The Real Problem With Alexa 372

Posted by CmdrTaco
from the get-my-irk-on dept.
Alexa drives me nuts. It uses a broken methodology to measure the internet and is, for reasons unclear to anyone, regarded as somehow definitive simply because it allows you to compare two sites with a single simple number. Its sampling methodology is flawed and the numbers it produces are meaningless. And if you want to help me prove this, please install their toolbar. Of course since most of you are Slashdot readers, most of you won't and that only helps prove my point. Read on for what I mean by all of this, and why it matters.

As the defacto 'Guy in Charge' of a reasonably large web site, I am routinely asked questions by a variety of people that lead inevitably to Alexa. It might be a question from my Boss at SourceForge about traffic. Or it might be a sales guy asked by a possible advertiser why some other random website is bigger or smaller than Slashdot. Most often it's a random reporter doing background for a story that has nothing to do with Slashdot. Why I'm considered an expert is very confusing, but why they always regard Alexa rankings as meaningful is even more so.
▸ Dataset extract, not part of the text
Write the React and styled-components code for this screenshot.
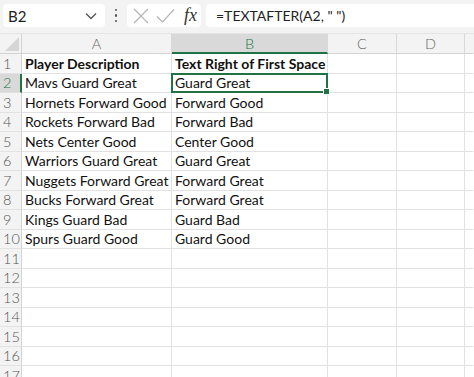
import React from 'react';
import styled, { createGlobalStyle } from 'styled-components';

const Global = createGlobalStyle`
  html, body { margin: 0; padding: 0; background: #ffffff; }
  body { font-family: Lato, "Open Sans", sans-serif; overflow: hidden; }
`;

const rows = [
  ['Player Description', 'Text Right of First Space'],
  ['Mavs Guard Great', 'Guard Great'],
  ['Hornets Forward Good', 'Forward Good'],
  ['Rockets Forward Bad', 'Forward Bad'],
  ['Nets Center Good', 'Center Good'],
  ['Warriors Guard Great', 'Guard Great'],
  ['Nuggets Forward Great', 'Forward Great'],
  ['Bucks Forward Great', 'Forward Great'],
  ['Kings Guard Bad', 'Guard Bad'],
  ['Spurs Guard Good', 'Guard Good'],
];

const cols = ['A', 'B', 'C', 'D'];

const App = () => {
  const all = [];
  for (let i = 0; i < 17; i++) all.push(rows[i] || ['', '']);

  return (
    <>
      <Global />
      <Page>
        <Toolbar>
          <NameBox>
            <span>B2</span>
            <svg width="12" height="8" viewBox="0 0 12 8">
              <path d="M1 1.5 L6 6.5 L11 1.5" fill="none" stroke="#555" strokeWidth="1.3" />
            </svg>
          </NameBox>
          <Dots>
            <i /><i /><i />
          </Dots>
          <IconBox>
            <svg width="18" height="18" viewBox="0 0 18 18">
              <path d="M2 2 L16 16 M16 2 L2 16" stroke="#b4b4b4" strokeWidth="1.2" fill="none" />
            </svg>
            <svg width="19" height="18" viewBox="0 0 19 18">
              <path d="M1 9.5 L6.5 15 L18 2.5" stroke="#b4b4b4" strokeWidth="1.2" fill="none" />
            </svg>
            <Fx>fx</Fx>
          </IconBox>
          <FormulaBox>=TEXTAFTER(A2, " ")</FormulaBox>
        </Toolbar>

        <Grid>
          <Corner>
            <svg width="14" height="14" viewBox="0 0 14 14">
              <path d="M14 0 L14 14 L0 14 Z" fill="#d6d6d6" />
            </svg>
          </Corner>
          {cols.map((c) => (
            <ColHead key={c} $active={c === 'B'}>{c}</ColHead>
          ))}
          <ColHead $blank />

          {all.map((r, i) => (
            <React.Fragment key={i}>
              <RowHead $active={i === 1}>{i + 1}</RowHead>
              <Cell $bold={i === 0}>{r[0]}</Cell>
              <Cell $bold={i === 0} $selected={i === 1}>{r[1]}</Cell>
              <Cell />
              <Cell />
              <Cell $last />
            </React.Fragment>
          ))}
        </Grid>
      </Page>
    </>
  );
};

const Page = styled.div`
  width: 474px;
  height: 377px;
  overflow: hidden;
  background: #ffffff;
`;

const Toolbar = styled.div`
  height: 34px;
  background: #f3f3f3;
  display: flex;
  align-items: center;
  padding: 0 0 2px 3px;
  box-sizing: border-box;
  border-bottom: 1px solid #e4e4e4;
`;

const Box = styled.div`
  height: 23px;
  background: #ffffff;
  border-radius: 4px;
  display: flex;
  align-items: center;
  box-sizing: border-box;
`;

const NameBox = styled(Box)`
  width: 102px;
  padding: 0 8px 0 5px;
  justify-content: space-between;
  font-size: 15px;
  color: #222;
`;

const Dots = styled.div`
  width: 22px;
  display: flex;
  flex-direction: column;
  align-items: center;
  gap: 3px;
  i {
    width: 2.5px;
    height: 2.5px;
    border-radius: 50%;
    background: #555;
  }
`;

const IconBox = styled(Box)`
  width: 74px;
  padding: 0 4px 0 5px;
  gap: 6px;
`;

const Fx = styled.span`
  font-family: "Liberation Serif", serif;
  font-style: italic;
  font-size: 18px;
  color: #333;
  margin-left: 3px;
`;

const FormulaBox = styled(Box)`
  flex: 1;
  margin-left: 5px;
  padding-left: 10px;
  border-radius: 4px 0 0 4px;
  font-size: 14px;
  color: #222;
`;

const Grid = styled.div`
  display: grid;
  grid-template-columns: 22px 150px 156px 69px 68px 1fr;
  grid-auto-rows: 19.5px;
  grid-template-rows: 20px;
`;

const Corner = styled.div`
  background: #f3f3f3;
  border-right: 1px solid #d4d4d4;
  border-bottom: 1px solid #d4d4d4;
  display: flex;
  align-items: flex-end;
  justify-content: flex-end;
  padding: 0 2px 2px 0;
  box-sizing: border-box;
`;

const ColHead = styled.div`
  background: ${(p) => (p.$active ? '#d9d9d9' : '#f3f3f3')};
  border-right: 1px solid ${(p) => (p.$blank ? 'transparent' : '#d8d8d8')};
  border-bottom: ${(p) => (p.$active ? '2px solid #217346' : '1px solid #d4d4d4')};
  color: ${(p) => (p.$active ? '#217346' : '#666')};
  font-size: 14.5px;
  font-weight: 300;
  display: flex;
  align-items: center;
  justify-content: center;
  box-sizing: border-box;
`;

const RowHead = styled.div`
  background: ${(p) => (p.$active ? '#d9d9d9' : '#f3f3f3')};
  border-right: ${(p) => (p.$active ? '2px solid #217346' : '1px solid #d4d4d4')};
  border-bottom: 1px solid #e2e2e2;
  color: ${(p) => (p.$active ? '#217346' : '#555')};
  font-size: 14.5px;
  font-weight: 300;
  display: flex;
  align-items: center;
  padding-left: 3px;
  box-sizing: border-box;
`;

const Cell = styled.div`
  position: relative;
  border-right: 1px solid ${(p) => (p.$last ? 'transparent' : '#e2e2e2')};
  border-bottom: 1px solid #e2e2e2;
  font-size: 14px;
  font-weight: ${(p) => (p.$bold ? 700 : 400)};
  color: #111;
  padding-left: 3px;
  display: flex;
  align-items: center;
  white-space: nowrap;
  overflow: visible;
  box-sizing: border-box;
  ${(p) =>
    p.$selected &&
    `
    &::after {
      content: '';
      position: absolute;
      left: -1px;
      top: -1px;
      right: -1px;
      bottom: -1px;
      border: 2px solid #217346;
    }
    &::before {
      content: '';
      position: absolute;
      right: -3px;
      bottom: -3px;
      width: 5px;
      height: 5px;
      background: #217346;
      border: 1px solid #fff;
      z-index: 2;
    }
  `}
`;

export default App;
Here's the problem: Alexa doesn't work because of who will install it, and perhaps more importantly, who won't. Let's start with a place I'm very familiar with: Slashdot readers. Until recently Alexa didn't work on Firefox... instead only IE users participated. On the internet as a whole that's fine: like 80% of users run IE. But on Slashdot only like a quarter of you do.

What about re-installing the plug-in after you update your browser? When Firefox 2.0 came out, almost a third of Slashdot readers upgraded within a few days. You upgrade Minor Firefox releases overnight. Even IE users of Slashdot update relatively fast, from 6 to 7 or even minor revisions. New versions often break old plug-ins. When you get that alert that a plug-in is out of date do you just forget about it? I know I do. And that's not even counting clean OS installs. But if I went to random non-technical friends and family installations, I frequently see versions of software so dated it makes me cringe.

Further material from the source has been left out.